Arians didn’t get around to Wells, and it would still seem that Beanie’s future — even though his salary is a manageable $1.4 million this season (assuming he is a main back) — is up in the air. He still remains a work-in-progress as a pass protector, and that is a prerequisite for Arians. As for Williams, there is something to work with — as long as he can get on the field. Keim spoke generally a couple of times about availability being as important as ability and that certainly applies to the 2011 second-round pick.

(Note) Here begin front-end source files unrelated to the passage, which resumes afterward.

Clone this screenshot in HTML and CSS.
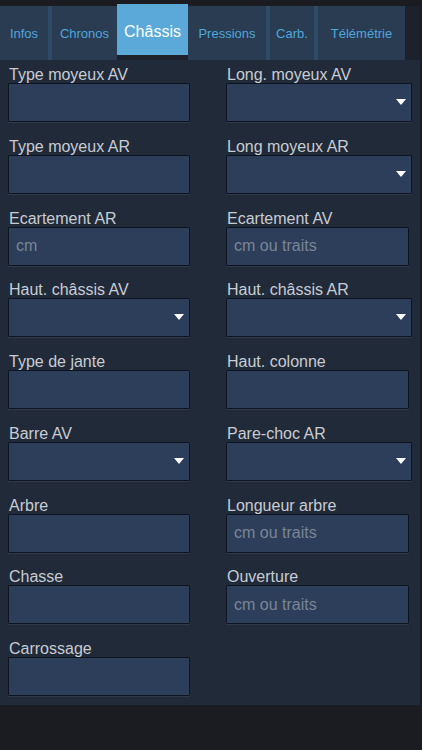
FILE: index.html
```html
<!DOCTYPE html>
<html lang="fr">
<head>
<meta charset="utf-8">
<title>Châssis</title>
<link rel="stylesheet" href="styles.css">
</head>
<body>
<div class="panel">
  <nav class="tabs">
    <div class="tab t-infos">Infos</div>
    <div class="tab t-chronos sep">Chronos</div>
    <div class="tab t-chassis active">Châssis</div>
    <div class="tab t-pressions">Pressions</div>
    <div class="tab t-carb sep">Carb.</div>
    <div class="tab t-tele sep">Télémétrie</div>
  </nav>
  <div class="form">
    <div class="row">
      <div class="field"><label>Type moyeux AV</label><input class="box" type="text"></div>
      <div class="field"><label>Long. moyeux AV</label><div class="select"><select class="box wide"><option></option></select><span class="arrow"></span></div></div>
    </div>
    <div class="row">
      <div class="field"><label>Type moyeux AR</label><input class="box" type="text"></div>
      <div class="field"><label>Long moyeux AR</label><div class="select"><select class="box wide"><option></option></select><span class="arrow"></span></div></div>
    </div>
    <div class="row">
      <div class="field"><label>Ecartement AR</label><input class="box" type="text" placeholder="cm"></div>
      <div class="field"><label>Ecartement AV</label><input class="box" type="text" placeholder="cm ou traits"></div>
    </div>
    <div class="row">
      <div class="field"><label>Haut. châssis AV</label><div class="select"><select class="box"><option></option></select><span class="arrow"></span></div></div>
      <div class="field"><label>Haut. châssis AR</label><div class="select"><select class="box wide"><option></option></select><span class="arrow"></span></div></div>
    </div>
    <div class="row">
      <div class="field"><label>Type de jante</label><input class="box" type="text"></div>
      <div class="field"><label>Haut. colonne</label><input class="box" type="text"></div>
    </div>
    <div class="row">
      <div class="field"><label>Barre AV</label><div class="select"><select class="box"><option></option></select><span class="arrow"></span></div></div>
      <div class="field"><label>Pare-choc AR</label><div class="select"><select class="box wide"><option></option></select><span class="arrow"></span></div></div>
    </div>
    <div class="row">
      <div class="field"><label>Arbre</label><input class="box" type="text"></div>
      <div class="field"><label>Longueur arbre</label><input class="box" type="text" placeholder="cm ou traits"></div>
    </div>
    <div class="row">
      <div class="field"><label>Chasse</label><input class="box" type="text"></div>
      <div class="field"><label>Ouverture</label><input class="box" type="text" placeholder="cm ou traits"></div>
    </div>
    <div class="row">
      <div class="field"><label>Carrossage</label><input class="box" type="text"></div>
    </div>
  </div>
</div>
</body>
</html>
```

FILE: styles.css
```css
html, body {
  margin: 0;
  padding: 0;
}
body {
  width: 422px;
  height: 750px;
  background: #1b1c22;
  font-family: "Liberation Sans", Arial, Helvetica, sans-serif;
  overflow: hidden;
}
.panel {
  width: 420px;
  margin-top: 6px;
  background: #212a39;
  padding-bottom: 9px;
}
.tabs {
  display: flex;
  height: 54px;
  background: #1d212b;
}
.tab {
  box-sizing: border-box;
  height: 54px;
  display: flex;
  align-items: center;
  justify-content: center;
  background: #2a3c51;
  color: #4ea7de;
  font-size: 13px;
}
.tab.sep {
  border-left: 4px solid #2e4b67;
}
.t-infos { width: 48px; }
.t-chronos { width: 69px; }
.t-chassis { width: 71px; }
.t-pressions { width: 78px; }
.t-carb { width: 48px; }
.t-tele { width: 91px; }
.tab.active {
  margin-top: -2px;
  height: 51px;
  padding-top: 4px;
  background: #5ba9d9;
  color: #ffffff;
  font-size: 16px;
}
.form {
  display: flex;
  flex-direction: column;
  gap: 14.75px;
  padding: 5px 0 0 8px;
}
.row {
  display: grid;
  grid-template-columns: 182px 186px;
  column-gap: 36px;
}
.field {
  display: flex;
  flex-direction: column;
}
label {
  display: block;
  height: 18px;
  line-height: 19px;
  font-size: 16px;
  color: #c8ccd3;
  padding-left: 1px;
  white-space: nowrap;
}
.box {
  box-sizing: border-box;
  display: block;
  width: 182px;
  height: 39px;
  margin: 0;
  padding: 0 0 0 7px;
  border: 1px solid #0e141f;
  border-radius: 1px;
  background: #2c3e59;
  box-shadow: 0 1px 0 rgba(150, 170, 200, 0.12);
  color: #c6cbd3;
  font-family: "Liberation Sans", Arial, Helvetica, sans-serif;
  font-size: 16px;
  outline: none;
  -webkit-appearance: none;
  appearance: none;
}
.row .field:nth-child(2) .box {
  width: 183px;
}
.row .field:nth-child(2) .box.wide {
  width: 186px;
}
.box::placeholder {
  color: #7a8597;
  opacity: 1;
}
.select {
  position: relative;
}
.arrow {
  position: absolute;
  right: 6px;
  top: 16px;
  width: 0;
  height: 0;
  border-left: 5px solid transparent;
  border-right: 5px solid transparent;
  border-top: 6px solid #ffffff;
}
```
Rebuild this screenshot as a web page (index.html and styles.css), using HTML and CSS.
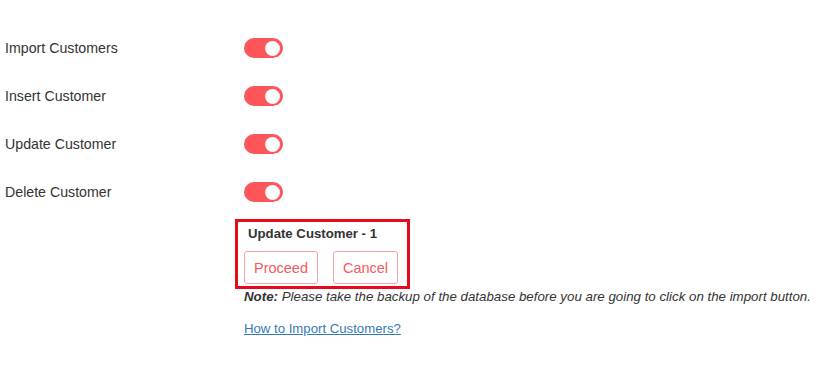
FILE: index.html
```html
<!DOCTYPE html>
<html>
<head>
<meta charset="utf-8">
<link rel="stylesheet" href="styles.css">
</head>
<body>
<div class="page">
  <div class="rows">
    <div class="row"><span class="label">Import Customers</span><span class="toggle"><span class="knob"></span></span></div>
    <div class="row"><span class="label">Insert Customer</span><span class="toggle"><span class="knob"></span></span></div>
    <div class="row"><span class="label">Update Customer</span><span class="toggle"><span class="knob"></span></span></div>
    <div class="row"><span class="label">Delete Customer</span><span class="toggle"><span class="knob"></span></span></div>
  </div>
  <div class="action">
    <div class="box">
      <div class="box-title">Update Customer - 1</div>
      <div class="buttons">
        <button class="btn btn-proceed">Proceed</button>
        <button class="btn btn-cancel">Cancel</button>
      </div>
    </div>
    <div class="after">
      <p class="note"><b>Note:</b> Please take the backup of the database before you are going to click on the import button.</p>
      <a class="link" href="#">How to Import Customers?</a>
    </div>
  </div>
</div>
</body>
</html>
```

FILE: styles.css
```css
html, body {
  margin: 0;
  padding: 0;
  background: #fff;
}
body {
  font-family: "Liberation Sans", Arial, sans-serif;
  color: #333;
}
.page {
  padding-top: 24px;
}
.rows {
  display: flex;
  flex-direction: column;
}
.row {
  display: grid;
  grid-template-columns: 244px auto;
  align-items: center;
  height: 48px;
}
.label {
  padding-left: 5px;
  font-size: 14.2px;
  color: #333;
}
.toggle {
  width: 39px;
  height: 20px;
  border-radius: 10px;
  background: #fd5558;
  display: flex;
  align-items: center;
  justify-content: flex-end;
  padding-right: 3px;
  box-sizing: border-box;
}
.knob {
  width: 15px;
  height: 15px;
  border-radius: 50%;
  background: #fff;
}
.action {
  margin-left: 235px;
  margin-top: 3px;
}
.box {
  width: 175px;
  height: 70px;
  box-sizing: border-box;
  border: 3px solid #e60a1e;
  padding: 3px 0 0 6px;
}
.box-title {
  font-weight: bold;
  font-size: 13.2px;
  color: #333;
  padding-left: 4px;
  line-height: 17px;
}
.buttons {
  display: flex;
  gap: 15px;
  margin-top: 9px;
}
.btn {
  font-family: "Liberation Sans", Arial, sans-serif;
  font-size: 14.5px;
  color: #f55a5e;
  background: #fff;
  border: 1px solid #f7a3a6;
  border-radius: 3px;
  height: 33px;
  padding: 0;
}
.btn-proceed { width: 74px; }
.btn-cancel { width: 65px; }
.after {
  padding-left: 9px;
}
.note {
  margin: 0;
  font-size: 13.3px;
  font-style: italic;
  color: #333;
  line-height: 16px;
  white-space: nowrap;
}
.note b {
  font-weight: bold;
}
.link {
  display: inline-block;
  margin-top: 16px;
  font-size: 13.2px;
  color: #337ab7;
  text-decoration: underline;
}
```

“Ryan has to stay healthy,” Arians said. “I actually ran the (Virginia Tech) Pro Day there when all those guys came out and he was a fantastic athlete. He has to get healthy and we’ll see how he fits. But as a running back, he’s got what it takes.”
Keim said he has seen Williams rehabbing and sounded optimistic about what the Cards could have.
“He’s a guy that, watching film with Bruce, because he got injured early in the season, you forgot the type of run skills Ryan had,” Keim said. “We watched him against Philadelphia, we watched him against New England, his lateral quickness, his natural run skills, his avoidability is something he brings to the table. Plus he’s a three-down back. We’re expecting big things out of Ryan moving forward.”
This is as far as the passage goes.